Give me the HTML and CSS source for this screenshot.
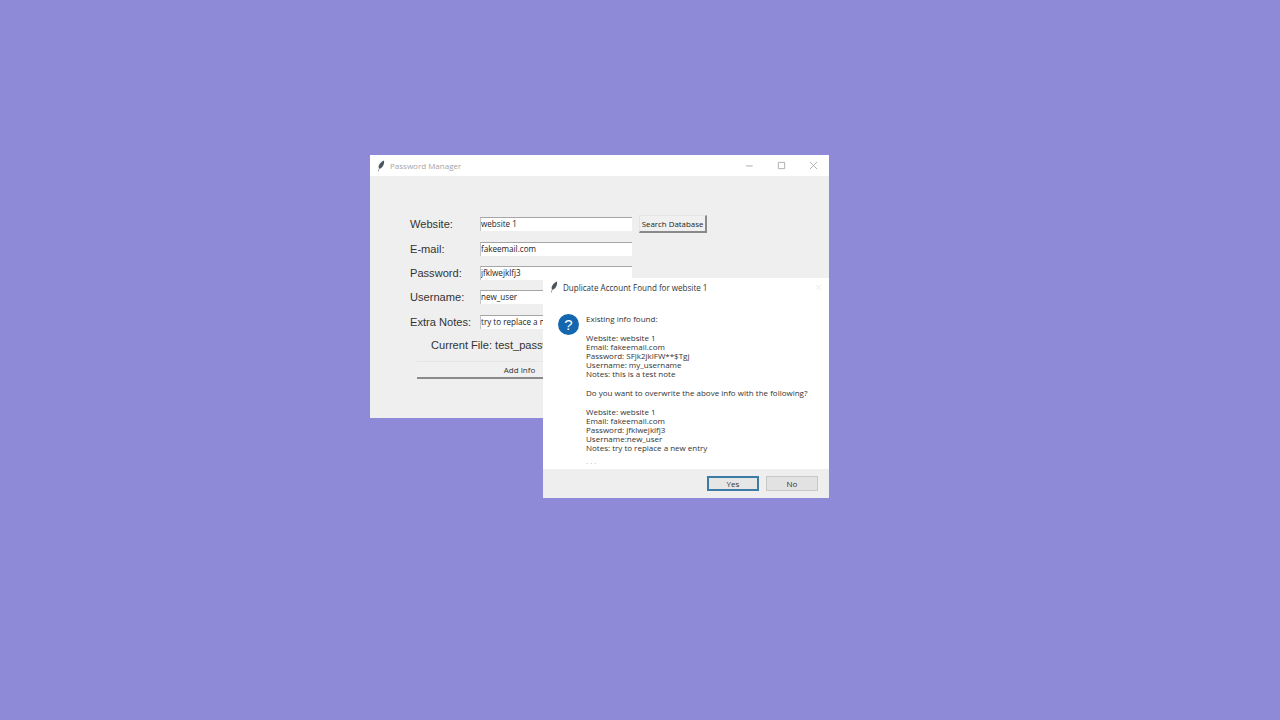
FILE: index.html
```html
<!DOCTYPE html>
<html lang="en">

<head>
    <meta charset="UTF-8">
    <meta name="viewport" content="width=device-width, initial-scale=1.0">
    <title>Password Manager</title>

    <link rel="stylesheet" href="styles.css">
</head>

<body>

    <div class="window main-window">
        <div class="titlebar">
            <svg class="feather" viewBox="0 0 8 12"><path d="M1.2 11.5 C1.6 9.5 1.8 9 2 8.2 C0.8 6.5 2.6 2.2 7 0.4 C7.6 3.6 6 7.4 3 8.6 L2.3 8.8 L1.7 11.5 Z" /></svg>
            <span class="title-text">Password Manager</span>
            <div class="controls">
                <svg viewBox="0 0 10 10"><path d="M1 5.5 H8.5" /></svg>
                <svg viewBox="0 0 10 10"><path d="M1.5 1.5 H8.5 V8.5 H1.5 Z" /></svg>
                <svg viewBox="0 0 10 10"><path d="M1 1 L9 9 M9 1 L1 9" /></svg>
            </div>
        </div>
        <div class="form">
            <div class="row">
                <label>Website:</label>
                <input class="field" type="text" value="website 1" readonly>
                <button class="search-btn">Search Database</button>
            </div>
            <div class="row">
                <label>E-mail:</label>
                <input class="field" type="text" value="fakeemail.com" readonly>
            </div>
            <div class="row">
                <label>Password:</label>
                <input class="field" type="text" value="jfklwejklfj3" readonly>
            </div>
            <div class="row">
                <label>Username:</label>
                <input class="field" type="text" value="new_user" readonly>
            </div>
            <div class="row">
                <label>Extra Notes:</label>
                <input class="field" type="text" value="try to replace a new entry" readonly>
            </div>
            <p class="current-file">Current File: test_passwords.json</p>
            <button class="add-btn">Add Info</button>
        </div>
    </div>

    <div class="window dialog">
        <div class="dialog-title">
            <svg class="feather" viewBox="0 0 8 12"><path d="M1.2 11.5 C1.6 9.5 1.8 9 2 8.2 C0.8 6.5 2.6 2.2 7 0.4 C7.6 3.6 6 7.4 3 8.6 L2.3 8.8 L1.7 11.5 Z" /></svg>
            <span>Duplicate Account Found for website 1</span>
            <svg class="dialog-close" viewBox="0 0 10 10"><path d="M1 1 L9 9 M9 1 L1 9" /></svg>
        </div>
        <div class="dialog-body">
            <div class="question-icon">?</div>
            <div class="message">
                <p>Existing info found:</p>
                <p>Website: website 1<br>Email: fakeemail.com<br>Password: SFjk2jklFW**$Tgj<br>Username: my_username<br>Notes: this is a test note</p>
                <p>Do you want to overwrite the above info with the following?</p>
                <p>Website: website 1<br>Email: fakeemail.com<br>Password: jfklwejklfj3<br>Username:new_user<br>Notes: try to replace a new entry</p>
                <p class="faded">. . .</p>
            </div>
        </div>
        <div class="dialog-footer">
            <button class="dialog-btn default">Yes</button>
            <button class="dialog-btn">No</button>
        </div>
    </div>

</body>

</html>
```

FILE: styles.css
```css
* {
    margin: 0;
    padding: 0;
    box-sizing: border-box;
}

body {
    background-color: #8e8ad8;
    font-family: "Open Sans", sans-serif;
    height: 720px;
    overflow: hidden;
    position: relative;
}

.window {
    position: absolute;
}

/* main window */
.main-window {
    left: 370px;
    top: 155px;
    width: 459px;
    height: 263px;
    background-color: #efefef;
}

.titlebar {
    display: flex;
    align-items: center;
    height: 21px;
    background-color: #fff;
    padding-left: 7px;
}

.feather {
    width: 8px;
    height: 12px;
    fill: #4a5560;
    flex-shrink: 0;
}

.title-text {
    font-size: 8px;
    color: #a4a4a4;
    margin-left: 5px;
}

.controls {
    margin-left: auto;
    display: flex;
    gap: 23px;
    padding-right: 11px;
}

.controls svg,
.dialog-close {
    width: 9px;
    height: 9px;
    fill: none;
    stroke: #a8a8a8;
    stroke-width: 1;
}

.form {
    padding: 36px 0 0 40px;
}

.row {
    display: flex;
    align-items: center;
    height: 24.4px;
}

.row label {
    width: 70px;
    font-family: "Liberation Sans", Arial, sans-serif;
    font-size: 11.1px;
    color: #333;
}

.field {
    width: 152px;
    height: 14px;
    border: none;
    border-top: 1px solid #a5a5a5;
    border-left: 1px solid #c4c4c4;
    background-color: #fff;
    font-family: "Open Sans", sans-serif;
    font-size: 8.1px;
    color: #222;
    padding: 0 0 2px 0;
    outline: none;
}

.search-btn {
    margin-left: 7px;
    width: 68px;
    height: 18px;
    background-color: #f0f0f0;
    border: none;
    border-top: 1px solid #e4e4e4;
    border-left: 1px solid #e4e4e4;
    border-right: 2px solid #8a8a8a;
    border-bottom: 2px solid #8a8a8a;
    font-family: "Open Sans", sans-serif;
    font-size: 7.9px;
    color: #222;
    white-space: nowrap;
}

.current-file {
    font-family: "Liberation Sans", Arial, sans-serif;
    font-size: 11.1px;
    color: #333;
    margin: 5px 0 0 21px;
    white-space: nowrap;
}

.add-btn {
    display: block;
    margin: 10px 0 0 7px;
    width: 205px;
    height: 18px;
    background-color: #f0f0f0;
    border: none;
    border-top: 1px solid #e6e6e6;
    border-bottom: 2px solid #8a8a8a;
    font-family: "Open Sans", sans-serif;
    font-size: 8px;
    color: #333;
}

/* dialog */
.dialog {
    left: 543px;
    top: 278px;
    width: 286px;
    height: 220px;
    background-color: #fff;
    display: flex;
    flex-direction: column;
}

.dialog-title {
    display: flex;
    align-items: center;
    height: 18px;
    padding-left: 7px;
    font-size: 8.05px;
    color: #333;
}

.dialog-title span {
    margin-left: 5px;
}

.dialog-close {
    margin-left: auto;
    margin-right: 7px;
    width: 7px;
    height: 7px;
    stroke: #e2e2e2;
}

.dialog-body {
    flex: 1;
    display: flex;
    padding: 18px 0 0 15px;
    overflow: hidden;
}

.question-icon {
    width: 21px;
    height: 21px;
    border-radius: 50%;
    background-color: #1467ae;
    color: #fff;
    font-family: "Liberation Sans", Arial, sans-serif;
    font-size: 15px;
    line-height: 21px;
    text-align: center;
    flex-shrink: 0;
}

.message {
    margin-left: 7px;
    font-size: 8px;
    line-height: 9.2px;
    color: #333;
    white-space: nowrap;
}

.message p {
    margin-bottom: 9.4px;
}

.message .faded {
    margin-bottom: 0;
    margin-top: -6px;
    color: #bbb;
}

.dialog-footer {
    display: flex;
    justify-content: flex-end;
    align-items: center;
    gap: 7px;
    height: 29px;
    background-color: #eeeeee;
    padding-right: 11px;
}

.dialog-btn {
    width: 52px;
    height: 15px;
    background-color: #e2e2e2;
    border: 1px solid #c8c8c8;
    font-family: "Open Sans", sans-serif;
    font-size: 8px;
    color: #333;
}

.dialog-btn.default {
    border: 2px solid #3d7ba5;
    background-color: #e6e6e6;
}
```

::::::::

(Your task): Print the complete listing exactly as it stands, without its pictures.

(Solution to this task):
Give me the HTML and CSS source for this screenshot.
FILE: index.html
```html
<!DOCTYPE html>
<html lang="en">

<head>
    <meta charset="UTF-8">
    <meta name="viewport" content="width=device-width, initial-scale=1.0">
    <title>Password Manager</title>

    <link rel="stylesheet" href="styles.css">
</head>

<body>

    <div class="window main-window">
        <div class="titlebar">
            <svg class="feather" viewBox="0 0 8 12"><path d="M1.2 11.5 C1.6 9.5 1.8 9 2 8.2 C0.8 6.5 2.6 2.2 7 0.4 C7.6 3.6 6 7.4 3 8.6 L2.3 8.8 L1.7 11.5 Z" /></svg>
            <span class="title-text">Password Manager</span>
            <div class="controls">
                <svg viewBox="0 0 10 10"><path d="M1 5.5 H8.5" /></svg>
                <svg viewBox="0 0 10 10"><path d="M1.5 1.5 H8.5 V8.5 H1.5 Z" /></svg>
                <svg viewBox="0 0 10 10"><path d="M1 1 L9 9 M9 1 L1 9" /></svg>
            </div>
        </div>
        <div class="form">
            <div class="row">
                <label>Website:</label>
                <input class="field" type="text" value="website 1" readonly>
                <button class="search-btn">Search Database</button>
            </div>
            <div class="row">
                <label>E-mail:</label>
                <input class="field" type="text" value="fakeemail.com" readonly>
            </div>
            <div class="row">
                <label>Password:</label>
                <input class="field" type="text" value="jfklwejklfj3" readonly>
            </div>
            <div class="row">
                <label>Username:</label>
                <input class="field" type="text" value="new_user" readonly>
            </div>
            <div class="row">
                <label>Extra Notes:</label>
                <input class="field" type="text" value="try to replace a new entry" readonly>
            </div>
            <p class="current-file">Current File: test_passwords.json</p>
            <button class="add-btn">Add Info</button>
        </div>
    </div>

    <div class="window dialog">
        <div class="dialog-title">
            <svg class="feather" viewBox="0 0 8 12"><path d="M1.2 11.5 C1.6 9.5 1.8 9 2 8.2 C0.8 6.5 2.6 2.2 7 0.4 C7.6 3.6 6 7.4 3 8.6 L2.3 8.8 L1.7 11.5 Z" /></svg>
            <span>Duplicate Account Found for website 1</span>
            <svg class="dialog-close" viewBox="0 0 10 10"><path d="M1 1 L9 9 M9 1 L1 9" /></svg>
        </div>
        <div class="dialog-body">
            <div class="question-icon">?</div>
            <div class="message">
                <p>Existing info found:</p>
                <p>Website: website 1<br>Email: fakeemail.com<br>Password: SFjk2jklFW**$Tgj<br>Username: my_username<br>Notes: this is a test note</p>
                <p>Do you want to overwrite the above info with the following?</p>
                <p>Website: website 1<br>Email: fakeemail.com<br>Password: jfklwejklfj3<br>Username:new_user<br>Notes: try to replace a new entry</p>
                <p class="faded">. . .</p>
            </div>
        </div>
        <div class="dialog-footer">
            <button class="dialog-btn default">Yes</button>
            <button class="dialog-btn">No</button>
        </div>
    </div>

</body>

</html>
```

FILE: styles.css
```css
* {
    margin: 0;
    padding: 0;
    box-sizing: border-box;
}

body {
    background-color: #8e8ad8;
    font-family: "Open Sans", sans-serif;
    height: 720px;
    overflow: hidden;
    position: relative;
}

.window {
    position: absolute;
}

/* main window */
.main-window {
    left: 370px;
    top: 155px;
    width: 459px;
    height: 263px;
    background-color: #efefef;
}

.titlebar {
    display: flex;
    align-items: center;
    height: 21px;
    background-color: #fff;
    padding-left: 7px;
}

.feather {
    width: 8px;
    height: 12px;
    fill: #4a5560;
    flex-shrink: 0;
}

.title-text {
    font-size: 8px;
    color: #a4a4a4;
    margin-left: 5px;
}

.controls {
    margin-left: auto;
    display: flex;
    gap: 23px;
    padding-right: 11px;
}

.controls svg,
.dialog-close {
    width: 9px;
    height: 9px;
    fill: none;
    stroke: #a8a8a8;
    stroke-width: 1;
}

.form {
    padding: 36px 0 0 40px;
}

.row {
    display: flex;
    align-items: center;
    height: 24.4px;
}

.row label {
    width: 70px;
    font-family: "Liberation Sans", Arial, sans-serif;
    font-size: 11.1px;
    color: #333;
}

.field {
    width: 152px;
    height: 14px;
    border: none;
    border-top: 1px solid #a5a5a5;
    border-left: 1px solid #c4c4c4;
    background-color: #fff;
    font-family: "Open Sans", sans-serif;
    font-size: 8.1px;
    color: #222;
    padding: 0 0 2px 0;
    outline: none;
}

.search-btn {
    margin-left: 7px;
    width: 68px;
    height: 18px;
    background-color: #f0f0f0;
    border: none;
    border-top: 1px solid #e4e4e4;
    border-left: 1px solid #e4e4e4;
    border-right: 2px solid #8a8a8a;
    border-bottom: 2px solid #8a8a8a;
    font-family: "Open Sans", sans-serif;
    font-size: 7.9px;
    color: #222;
    white-space: nowrap;
}

.current-file {
    font-family: "Liberation Sans", Arial, sans-serif;
    font-size: 11.1px;
    color: #333;
    margin: 5px 0 0 21px;
    white-space: nowrap;
}

.add-btn {
    display: block;
    margin: 10px 0 0 7px;
    width: 205px;
    height: 18px;
    background-color: #f0f0f0;
    border: none;
    border-top: 1px solid #e6e6e6;
    border-bottom: 2px solid #8a8a8a;
    font-family: "Open Sans", sans-serif;
    font-size: 8px;
    color: #333;
}

/* dialog */
.dialog {
    left: 543px;
    top: 278px;
    width: 286px;
    height: 220px;
    background-color: #fff;
    display: flex;
    flex-direction: column;
}

.dialog-title {
    display: flex;
    align-items: center;
    height: 18px;
    padding-left: 7px;
    font-size: 8.05px;
    color: #333;
}

.dialog-title span {
    margin-left: 5px;
}

.dialog-close {
    margin-left: auto;
    margin-right: 7px;
    width: 7px;
    height: 7px;
    stroke: #e2e2e2;
}

.dialog-body {
    flex: 1;
    display: flex;
    padding: 18px 0 0 15px;
    overflow: hidden;
}

.question-icon {
    width: 21px;
    height: 21px;
    border-radius: 50%;
    background-color: #1467ae;
    color: #fff;
    font-family: "Liberation Sans", Arial, sans-serif;
    font-size: 15px;
    line-height: 21px;
    text-align: center;
    flex-shrink: 0;
}

.message {
    margin-left: 7px;
    font-size: 8px;
    line-height: 9.2px;
    color: #333;
    white-space: nowrap;
}

.message p {
    margin-bottom: 9.4px;
}

.message .faded {
    margin-bottom: 0;
    margin-top: -6px;
    color: #bbb;
}

.dialog-footer {
    display: flex;
    justify-content: flex-end;
    align-items: center;
    gap: 7px;
    height: 29px;
    background-color: #eeeeee;
    padding-right: 11px;
}

.dialog-btn {
    width: 52px;
    height: 15px;
    background-color: #e2e2e2;
    border: 1px solid #c8c8c8;
    font-family: "Open Sans", sans-serif;
    font-size: 8px;
    color: #333;
}

.dialog-btn.default {
    border: 2px solid #3d7ba5;
    background-color: #e6e6e6;
}
```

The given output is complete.